Thursday, November 26, 2009

About me.

I've realised people have so many misconceptions about me. My friends were shocked when I got into childcare and teaching because they assumed I hated kids, which is totally not true, it's almost impossible to hate children (when you're being paid to like them). Joooking. Also, people have called me a feisty bitch who doesn't let anyone bother her, totally untrue - well the 'doesn't let anyone bother her' part anyway. I am a delicate flower; my Starbucks manager used to call me a 'Venus flytrap' whenever I told her that. Bitch. Also not sure why everyone thinks I hate men, nope don't hate em, why would I hate them? Just because every nice thing they say has an ulterior motive? That's the quality I love about them, they're reliable, preDICKtable. Ha! Gawd I'm funny. Yeah, I started writing an about me page...this isn't going to be it. Epic fail.

Well the stale chips are up and the hopes stakes are down; it's all these ignorant faces that bring this town down

And here we are, another morning. This one is different to previous mornings however - the sky is gray. LIkE ** OmGZZZ. It's cold too. Winter has finally caught up with me in Southern Spain, after two Springs, two Summers...and I guess a couple of unnoticed Autumns.

So far the day has already been special, I had a coffee (heated up in the mircowave), wrote to my Dad, had a shower, and then made my flatmate stare at my breasts to check that nipple can't be seen through my top. The day will only get better from here, I'm positive.

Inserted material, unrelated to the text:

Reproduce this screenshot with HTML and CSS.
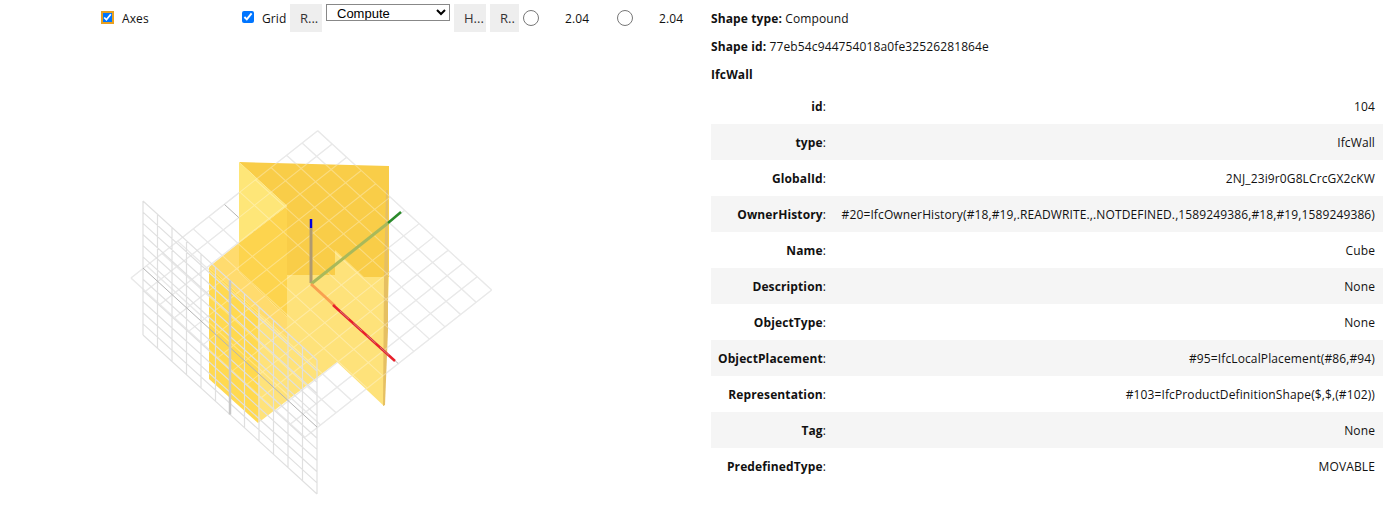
FILE: index.html
```html
<!DOCTYPE html>
<html lang="en">
<head>
  <meta charset="UTF-8">
  <meta name="viewport" content="width=device-width, initial-scale=1.0">
  <title>IfcWall</title>
  <link rel="stylesheet" href="styles.css">
</head>
<body>
  <div class="viewer">
    <div class="toolbar">
      <label class="check check-axes"><input type="checkbox" checked><span>Axes</span></label>
      <label class="check check-grid"><input type="checkbox" checked><span>Grid</span></label>
      <button class="tool-btn">R...</button>
      <select class="compute"><option>Compute</option></select>
      <button class="tool-btn">H...</button>
      <button class="tool-btn tool-btn-last">R..</button>
      <div class="clip clip-first"><input type="radio"><span>2.04</span></div>
      <div class="clip"><input type="radio"><span>2.04</span></div>
    </div>

    <svg class="scene" width="711" height="471" viewBox="0 36 711 471">
      <defs>
        <path id="cells" d="M0 0H12M0 1H12M0 2H12M0 3H12M0 4H12M0 5H12M0 7H12M0 8H12M0 9H12M0 10H12M0 11H12M0 12H12M0 0V12M1 0V12M2 0V12M3 0V12M4 0V12M5 0V12M7 0V12M8 0V12M9 0V12M10 0V12M11 0V12M12 0V12M6 0V12" vector-effect="non-scaling-stroke"/>
      </defs>

      <!-- floor grid -->
      <g class="grid-floor" transform="matrix(14.5 13.275 -15.56 12.275 317.7 130.7)">
        <use href="#cells"/>
        <path class="grid-center" d="M0 6H12" vector-effect="non-scaling-stroke"/>
      </g>

      <!-- wall -->
      <polygon class="wall-back" points="239,162 389,166 389,277 287,277 287,206"/>
      <polygon class="wall-tip" points="239,162 287,206 239,243"/>
      <polygon class="wall-mid" points="239,243 287,206 287,317 239,272"/>
      <polygon class="wall-light" points="287,275 335,275 335,250 364,277 389,277 384,406 337,362 258,423 258,312 287,338"/>
      <polygon class="wall-band" points="209,267 239,243 239,272 287,317 287,338 258,312"/>
      <polygon class="wall-left" points="209,267 258,312 258,423 209,379"/>
      <polygon class="wall-edge" points="386,190 388,190 388,330 385,405 383,406 384,277"/>

      <g class="grid-over" transform="matrix(14.5 13.275 -15.56 12.275 317.7 130.7)">
        <use href="#cells"/>
      </g>

      <!-- axes -->
      <path class="axis axis-z" d="M311 283V228"/>
      <path class="axis-tip tip-z" d="M311 228V219"/>
      <path class="axis axis-y" d="M311 284L388 223"/>
      <path class="axis-tip tip-y" d="M388 223L401 212"/>
      <path class="axis axis-x" d="M311 284L335 306"/>
      <path class="axis-tip tip-x" d="M333 305L395 361"/>
      <path class="tip-core" d="M340 311L392 358"/>

      <!-- side grid -->
      <g class="grid-side" transform="matrix(14.5 13.25 0 11.17 143 201)">
        <use href="#cells"/>
        <path class="grid-center" d="M0 6H12" vector-effect="non-scaling-stroke"/>
        <path class="grid-thick" d="M6 0V12" vector-effect="non-scaling-stroke"/>
      </g>
    </svg>
  </div>

  <div class="info">
    <p class="info-line"><b>Shape type:</b> Compound</p>
    <p class="info-line"><b>Shape id:</b> 77eb54c944754018a0fe32526281864e</p>
    <p class="info-line"><b>IfcWall</b></p>
    <table class="props">
      <tr><th><b>id</b>:</th><td>104</td></tr>
      <tr><th><b>type</b>:</th><td>IfcWall</td></tr>
      <tr><th><b>GlobalId</b>:</th><td>2NJ_23i9r0G8LCrcGX2cKW</td></tr>
      <tr><th><b>OwnerHistory</b>:</th><td>#20=IfcOwnerHistory(#18,#19,.READWRITE.,.NOTDEFINED.,1589249386,#18,#19,1589249386)</td></tr>
      <tr><th><b>Name</b>:</th><td>Cube</td></tr>
      <tr><th><b>Description</b>:</th><td>None</td></tr>
      <tr><th><b>ObjectType</b>:</th><td>None</td></tr>
      <tr><th><b>ObjectPlacement</b>:</th><td>#95=IfcLocalPlacement(#86,#94)</td></tr>
      <tr><th><b>Representation</b>:</th><td>#103=IfcProductDefinitionShape($,$,(#102))</td></tr>
      <tr><th><b>Tag</b>:</th><td>None</td></tr>
      <tr><th><b>PredefinedType</b>:</th><td>MOVABLE</td></tr>
    </table>
  </div>
</body>
</html>
```

FILE: styles.css
```css
* {
  box-sizing: border-box;
  margin: 0;
  padding: 0;
}

body {
  display: flex;
  font-family: "Open Sans", sans-serif;
  font-size: 12px;
  letter-spacing: 0.12px;
  color: #111;
  background-color: #fff;
  overflow: hidden;
}

.viewer {
  width: 711px;
  flex: none;
}

.toolbar {
  display: flex;
  align-items: flex-start;
  height: 36px;
  padding: 4px 0 0 102px;
}

.toolbar > * {
  flex: none;
}

.check {
  display: flex;
  align-items: center;
  height: 28px;
}

.check input {
  width: 12px;
  height: 12px;
  margin-right: 8px;
  margin-bottom: 2px;
  accent-color: #0075ff;
}

.check-axes {
  width: 140px;
}

.check-axes input {
  width: 11px;
  height: 11px;
  margin-right: 9px;
  outline: 2px solid #e8a020;
  outline-offset: -1px;
}

.check-grid {
  width: 48px;
}

.tool-btn {
  width: 32px;
  height: 28px;
  padding-left: 10px;
  border: none;
  background-color: #eee;
  font-family: inherit;
  font-size: 13px;
  text-align: left;
  color: #333;
  overflow: hidden;
  white-space: nowrap;
}

.tool-btn-last {
  width: 29px;
  margin-left: 4px;
}

.compute {
  width: 124px;
  height: 17px;
  margin: 0 4px;
  padding-left: 6px;
  border: 1px solid #888;
  background-color: #fff;
  font-family: "Liberation Sans", sans-serif;
  font-size: 13px;
  letter-spacing: 0;
}

.clip {
  display: flex;
  align-items: center;
  height: 28px;
  width: 94px;
}

.clip-first {
  margin-left: 4px;
}

.clip input {
  width: 16px;
  height: 16px;
  margin-right: 26px;
  appearance: none;
  border: 1px solid #777;
  border-radius: 50%;
}

.scene {
  display: block;
}

.scene use,
.scene path {
  fill: none;
}

.grid-floor,
.grid-side {
  stroke: #e0e0e0;
  stroke-width: 1.2;
  fill: none;
}

.grid-over {
  stroke: #fff;
  stroke-width: 1.1;
  opacity: 0.3;
  fill: none;
}

.grid-center {
  stroke: #b4b4b4;
  stroke-width: 1;
}

.grid-thick {
  stroke: #c8c8c8;
  stroke-width: 2.5;
}

.wall-back {
  fill: #f9cd48;
}

.wall-tip {
  fill: #fee678;
}

.wall-mid {
  fill: #fdd44e;
}

.wall-band {
  fill: #ffdb6e;
}

.wall-light {
  fill: #fee27a;
}

.wall-left {
  fill: #ffd950;
}

.wall-edge {
  fill: #e6c062;
}

.axis {
  stroke-width: 3;
}

.axis-z {
  stroke: #b09a70;
}

.axis-y {
  stroke: #a9b95a;
}

.axis-x {
  stroke: #f9a050;
}

.axis-tip {
  stroke-width: 2.5;
}

.tip-z {
  stroke: #0000e0;
}

.tip-y {
  stroke: #2a8a2a;
}

.tip-x {
  stroke: #e8202a;
}

.tip-core {
  stroke: #c98080;
  stroke-width: 1;
  stroke-dasharray: 12 6;
}

.info {
  flex: 1;
  padding: 1px 14px 0 0;
}

.info-line {
  height: 28px;
  line-height: 28px;
  padding-top: 4px;
}

.props {
  width: 100%;
  margin-top: 3px;
  border-collapse: collapse;
}

.props tr {
  height: 36px;
}

.props tr:nth-child(even) {
  background-color: #f5f5f5;
}

.props th {
  width: 115px;
  text-align: right;
  font-weight: normal;
}

.props td {
  text-align: right;
  padding-right: 8px;
}
```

Today I get to teach my 16 year olds about 'reported speech'; isn't it fantastic that schools in English speaking countries don't teach their students about how grammar works? Yeah, it's bloody fantastic that Spanish teenagers know more about ENGLISH grammar than I knew at their age...erm...well, more than I knew....last year. Oh but hey! My English lessons in High School and University were valuable, I know how to psychoanalyse the shit out of shit. This post, for example, is my literary representation of my traumatic journey through the birthing canal. Ew.

This time next month I'll be in the Netherlands. Toma!




Photo: Geoffrey Barrenger

Tuesday, November 24, 2009

All the same, I miss you. Today has been okay.

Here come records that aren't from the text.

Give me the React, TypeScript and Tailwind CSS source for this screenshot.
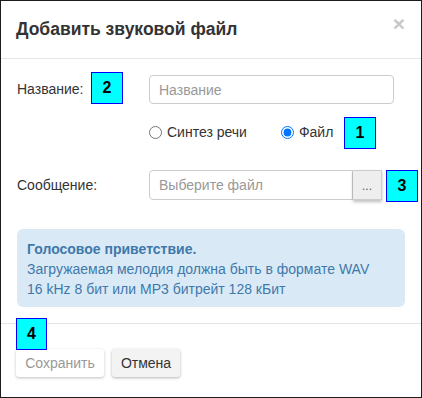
import React from "react";

const font = { fontFamily: '"Liberation Sans", Arial, sans-serif' };

function Marker({ n, className }: { n: string; className: string }) {
  return (
    <div
      className={`absolute flex items-center justify-center border border-[#0000ff] bg-[#00ffff] text-[16px] font-bold text-black ${className}`}
    >
      {n}
    </div>
  );
}

export default function App() {
  return (
    <div
      style={font}
      className="relative flex h-[398px] w-[422px] flex-col border border-[#1c1c1c] bg-white text-[14px] text-[#333]"
    >
      {/* header */}
      <div className="flex h-[58px] shrink-0 items-start justify-between border-b border-[#e5e5e5] pl-[15px] pr-[16px] pt-[18px]">
        <h4 className="text-[17.5px] font-bold leading-[20px] text-[#333]">
          Добавить звуковой файл
        </h4>
        <button className="-mt-[5px] text-[21px] font-bold leading-[20px] text-[#c8c8c8]">
          ×
        </button>
      </div>

      {/* body */}
      <div className="flex flex-col px-[16px] pb-[16px]">
        <div className="mt-[16px] flex h-[29px] items-center">
          <label className="w-[132px] shrink-0">Название:</label>
          <input
            placeholder="Название"
            className="h-[29px] w-[245px] rounded-[4px] border border-[#cccccc] px-[9px] text-[14px] text-[#333] outline-none placeholder:text-[#999]"
          />
        </div>

        <div className="mt-[19px] flex h-[18px] items-center pl-[132px]">
          <label className="flex items-center gap-[5px]">
            <input type="radio" name="src" className="m-0 h-[13px] w-[13px]" />
            <span>Синтез речи</span>
          </label>
          <label className="ml-[34px] flex items-center gap-[5px]">
            <input
              type="radio"
              name="src"
              defaultChecked
              className="m-0 h-[13px] w-[13px]"
            />
            <span>Файл</span>
          </label>
        </div>

        <div className="mt-[29px] flex h-[30px] items-center">
          <label className="w-[132px] shrink-0">Сообщение:</label>
          <div className="flex">
            <input
              placeholder="Выберите файл"
              className="h-[30px] w-[204px] rounded-l-[4px] border border-[#cccccc] px-[9px] text-[14px] text-[#333] outline-none placeholder:text-[#999]"
            />
            <button className="h-[30px] w-[29px] border border-l-0 border-[#cccccc] bg-[#eeeeee] pt-[2px] text-[12px] text-[#555] shadow-[0_2px_3px_rgba(0,0,0,0.25)]">
              ...
            </button>
          </div>
        </div>

        <div className="mt-[29px] rounded-[6px] bg-[#d9eaf6] pb-[8px] pl-[10px] pt-[10px] leading-[20px] text-[#3f78aa]">
          <div className="font-bold">Голосовое приветствие.</div>
          <div>Загружаемая мелодия должна быть в формате WAV</div>
          <div>16 kHz 8 бит или MP3 битрейт 128 кБит</div>
        </div>
      </div>

      {/* footer */}
      <div className="flex gap-[8px] border-t border-[#e5e5e5] pl-[15px] pt-[25px]">
        <button className="h-[28px] w-[88px] rounded-[3px] bg-white text-[14px] text-[#999] shadow-[0_1px_3px_rgba(0,0,0,0.25)]">
          Сохранить
        </button>
        <button className="h-[28px] w-[68px] rounded-[3px] bg-[#f3f3f3] text-[14px] text-[#333] shadow-[0_1px_3px_rgba(0,0,0,0.3)]">
          Отмена
        </button>
      </div>

      <Marker n="2" className="left-[90px] top-[71px] h-[32px] w-[32px]" />
      <Marker n="1" className="left-[343px] top-[116px] h-[32px] w-[32px]" />
      <Marker n="3" className="left-[385px] top-[169px] h-[32px] w-[32px]" />
      <Marker n="4" className="left-[15px] top-[317px] h-[32px] w-[31px]" />
    </div>
  );
}
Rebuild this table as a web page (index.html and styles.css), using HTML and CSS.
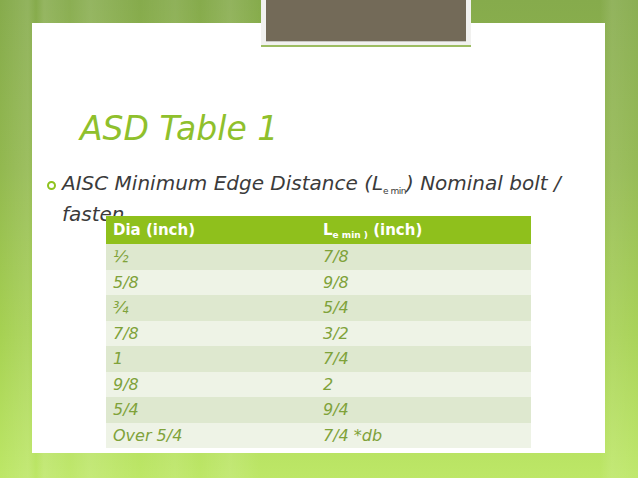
FILE: index.html
```html
<!DOCTYPE html>
<html>
<head>
<meta charset="utf-8">
<link rel="stylesheet" href="styles.css">
</head>
<body>
<div class="slide">
  <div class="photo-frame"><div class="photo"></div></div>
  <div class="panel">
    <h1 class="title">ASD Table 1</h1>
    <div class="bullet">
      <span class="dot"></span>
      <p class="bullet-text">AISC Minimum Edge Distance (L<sub class="sub">e min</sub>) Nominal bolt / fasten</p>
    </div>
    <table class="tbl">
      <thead>
        <tr><th class="c1">Dia (inch)</th><th class="c2">L<sub class="hsub">e min )</sub> (inch)</th></tr>
      </thead>
      <tbody>
        <tr><td>½</td><td>7/8</td></tr>
        <tr><td>5/8</td><td>9/8</td></tr>
        <tr><td>¾</td><td>5/4</td></tr>
        <tr><td>7/8</td><td>3/2</td></tr>
        <tr><td>1</td><td>7/4</td></tr>
        <tr><td>9/8</td><td>2</td></tr>
        <tr><td>5/4</td><td>9/4</td></tr>
        <tr><td>Over 5/4</td><td>7/4 *db</td></tr>
      </tbody>
    </table>
  </div>
</div>
</body>
</html>
```
FILE: styles.css
```css
html, body {
  margin: 0;
  padding: 0;
}
body {
  width: 638px;
  height: 478px;
  overflow: hidden;
}
.slide {
  position: relative;
  width: 638px;
  height: 478px;
  box-sizing: border-box;
  padding: 23px 33px 25px 32px;
  background:
    linear-gradient(90deg,
      rgba(255,255,255,0) 0px, rgba(255,255,255,0.10) 28px, rgba(255,255,255,0.0) 36px,
      rgba(255,255,255,0.12) 44px, rgba(255,255,255,0.04) 70px, rgba(255,255,255,0.12) 90px,
      rgba(255,255,255,0) 140px, rgba(255,255,255,0.08) 175px, rgba(255,255,255,0) 200px,
      rgba(255,255,255,0.10) 230px, rgba(255,255,255,0) 260px,
      rgba(255,255,255,0) 600px, rgba(255,255,255,0.10) 612px, rgba(255,255,255,0.04) 638px),
    linear-gradient(180deg, #86ab4c 0%, #92b84f 35%, #a6d152 70%, #bde767 100%);
}
.photo-frame {
  position: absolute;
  left: 261px;
  top: 0;
  width: 210px;
  height: 45px;
  background: #f1f1ef;
  border-bottom: 2px solid #9dbd62;
  box-sizing: content-box;
}
.photo {
  margin: 0 5px;
  height: 41px;
  background: #736a58;
  border-bottom: 1px solid #c9c7c2;
}
.panel {
  height: 430px;
  background: #ffffff;
  box-sizing: border-box;
  padding-top: 1px;
}
.title {
  margin: 85px 0 0 48px;
  font-family: "DejaVu Sans", sans-serif;
  font-style: italic;
  font-weight: normal;
  font-size: 33px;
  line-height: 40px;
  color: #8fc02c;
}
.bullet {
  display: flex;
  align-items: flex-start;
  margin: 19px 0 0 15px;
}
.dot {
  flex: none;
  width: 5px;
  height: 5px;
  border: 2px solid #8fc31f;
  border-radius: 50%;
  margin: 13px 6px 0 0;
}
.bullet-text {
  margin: 0;
  width: 532px;
  font-family: "DejaVu Sans", sans-serif;
  font-style: italic;
  font-size: 20px;
  line-height: 31px;
  color: #3b3b3b;
}
.sub {
  font-size: 9px;
  font-style: normal;
  vertical-align: -4px;
  line-height: 0;
  letter-spacing: -0.5px;
}
.tbl {
  margin: -14px 0 0 74px;
  width: 425px;
  border-collapse: collapse;
  position: relative;
  font-family: "DejaVu Sans", sans-serif;
}
.tbl th {
  background: #8fc01c;
  color: #ffffff;
  text-align: left;
  font-weight: bold;
  font-size: 15px;
  height: 28px;
  padding: 0 0 0 7px;
}
.tbl .c1 { width: 203px; }
.hsub {
  font-size: 9px;
  vertical-align: -3px;
  line-height: 0;
}
.tbl td {
  height: 25.5px;
  padding: 0 0 0 7px;
  font-style: italic;
  font-size: 16px;
  color: #7fa23a;
}
.tbl tbody tr:nth-child(odd) td { background: #dee8cf; }
.tbl tbody tr:nth-child(even) td { background: #eef3e6; }
```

Ohh-tayy. It's less than a month until I go on my Christmas Holidays Travel Extravaganza - Chte for short, pronounced 'chitea' which sounds quite smiliar to 'shitty' in a French accent, so perhaps we'll just scrap that. Hostels, flights and trains are booked. This will be my first Christmas away from home and I am determind to be distracted from this fact on Christmas. Perhaps I will just deny it is even Christmas. Baby Jesus, who? Yeah. I'll do that.

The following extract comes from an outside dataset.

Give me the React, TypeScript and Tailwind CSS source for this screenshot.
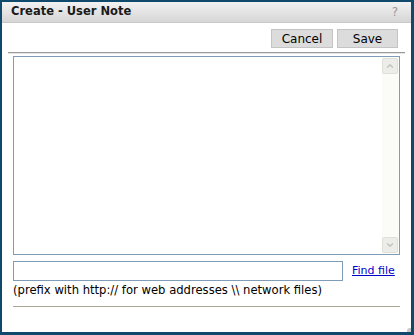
import { ChevronDown, ChevronUp } from "lucide-react"

const font = { fontFamily: "Tahoma, 'DejaVu Sans', Verdana, sans-serif" }

export default function App() {
    return (
        <div className="w-[414px] h-[335px] bg-[#0f4a6d] pl-[2px] pr-[3px] pt-[2px] pb-[3px]" style={font}>
            <div className="relative h-full bg-white flex flex-col rounded-br-[4px]">
                {/* title bar */}
                <div className="h-[21px] flex items-center justify-between px-[9px] bg-gradient-to-b from-[#f2f2f2] to-[#d6d6d6] border-b border-[#c8c8c8]">
                    <span className="text-[11.5px] font-bold text-[#1a1a1a]">Create - User Note</span>
                    <span className="text-[12px] text-[#999] mr-[4px]">?</span>
                </div>

                {/* buttons */}
                <div className="flex justify-end gap-[4px] pr-[13px] pt-[6px]">
                    <button className="w-[62px] h-[19px] bg-[#dcdcdc] border border-[#c4c4c4] text-[12px] text-black leading-none">Cancel</button>
                    <button className="w-[61px] h-[19px] bg-[#dcdcdc] border border-[#c4c4c4] text-[12px] text-black leading-none">Save</button>
                </div>
                <div className="mx-[6px] mt-[4px] h-[2px] bg-[#9a9a9a] border-b border-[#e6e6e6]" />

                {/* note area */}
                <div className="mx-[11px] mt-[2px] h-[199px] border border-[#7f9db9] flex justify-end">
                    <div className="w-[17px] flex flex-col justify-between py-[1px] pr-[1px] bg-[#fbfbf7]">
                        <div className="h-[16px] bg-[#ecece8] border border-[#e0e0da] flex items-center justify-center rounded-[2px]">
                            <ChevronUp className="w-[10px] h-[10px] text-[#c0c0c0]" strokeWidth={3} />
                        </div>
                        <div className="h-[16px] bg-[#ecece8] border border-[#e0e0da] flex items-center justify-center rounded-[2px]">
                            <ChevronDown className="w-[10px] h-[10px] text-[#c0c0c0]" strokeWidth={3} />
                        </div>
                    </div>
                </div>

                {/* file row */}
                <div className="flex items-center mx-[11px] mt-[6px]">
                    <div className="w-[330px] h-[20px] border border-[#7f9db9]" />
                    <a className="ml-[9px] text-[11px] text-[#0000cc] underline">Find file</a>
                </div>
                <p className="mx-[11px] mt-[1px] text-[11.6px] text-black">(prefix with http:// for web addresses \\ network files)</p>
                <div className="mx-[11px] mt-[7px] h-px bg-[#aca899]" />

                <div className="absolute right-0 bottom-0 w-[4px] h-[4px] bg-[#c8c8c8] rounded-tl-[3px]" />
            </div>
        </div>
    )
}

My updated journey includes Paris, Bruges, The Hague, Amsterdam and Madrid. Tips for any of these places are more than welcome. I have never been to Belgium or the Netherlands before. I have had space cakes before, I baked them with my Mum before a music festival back in Melbourne. Mum was concerned the neighbours could smell the 'butter' brewing, and then told me that the smell reminded her of most of the Melbourne cafes she frequents and had never realised what the scent was before. Oh Mum, I love you.

Time to work. No picture today. I'm feeling, texty.

Sunday, November 22, 2009

It shouldn't hurt me to be free, it's what I really need - to pull myself together.

But if it's so good being free, would you mind telling me, why I don't know what to do with myself - Emiliana Torrini, To be Free.

I'm aware that it has been awhile since I wrote a real, newsy, blog post. There's a reason, I haven't had the words, or the inspiration, or ..something. What have I been doing? Living. I work, I plan lessons, I eat, I have coffee with Ly at the local, I listen to music, I download terrible shows like 'Vampire Diaries ' to fill the spare hours, I drink and dance, and I sleep. My Spanish continues to suck, people continue to let me down and annoy me, for some reason the weather continues to be quite warm. I have been attempting to be less cynical, about everything, but really - it's just not me. Someone has to prove to me there's a reason to be less cynical before I can achieve it.

Work is both fantastic and awful - depending on the students. It would be lovely to say it is the teacher who sets the general tone of the class, but as of yet I am not experienced enough to choose the tone myself. The classes with the amazingly awesome kids are amazingly awesome. The classes with the bitchy, sulky and completely ignorant teenagers, run as such. I felt quite pleased with myself both as a teacher and an Australian when I walked into my class of 12 year olds last week, to a chorus of 'G'day mate'. Love em, just love em.

Planning my Christmas holiday should be filling me with excitement and optimism. In a way it is - something different might shake me up a bit, in a good way. I have become complacent here, with my easy Spanish life. My plans have changed a bit since I last posted about my holiday, now I will be visiting Paris, Bruges, The Hague and Amsterdam - back in Spain for NYE. I wish I could stop thinking about the future all the time. No matter where I am, or if I am doing something I have looked forward to for years, I am always thinking about what is next.

Last night Ly and I had a DVD night, we got The Transporter (purely for perving purposes) and Before Sunset and Before sunrise. Way, way, way too much dialogue in one night. We should have stuck to action. The scene in The Transporter where Frank beats up about 20 guys while wearing no shirt, pretty much made the night. We squealed like children at the fair and attempted to pause the scene in the best, ab flexing places. Yeah, I ain't no classy world traveller.

It's strange, I think I miss Cambridge and Edinburgh more than I miss Melbourne. I'm also wondering, is it possible to be nostalgic about moments which never happened? Of course it's not, but I am. Ha, this post is just, so stupid.


Friday, November 20, 2009

Without you here the seasons pass me by

I want something. I just don't know what it is. Damn it.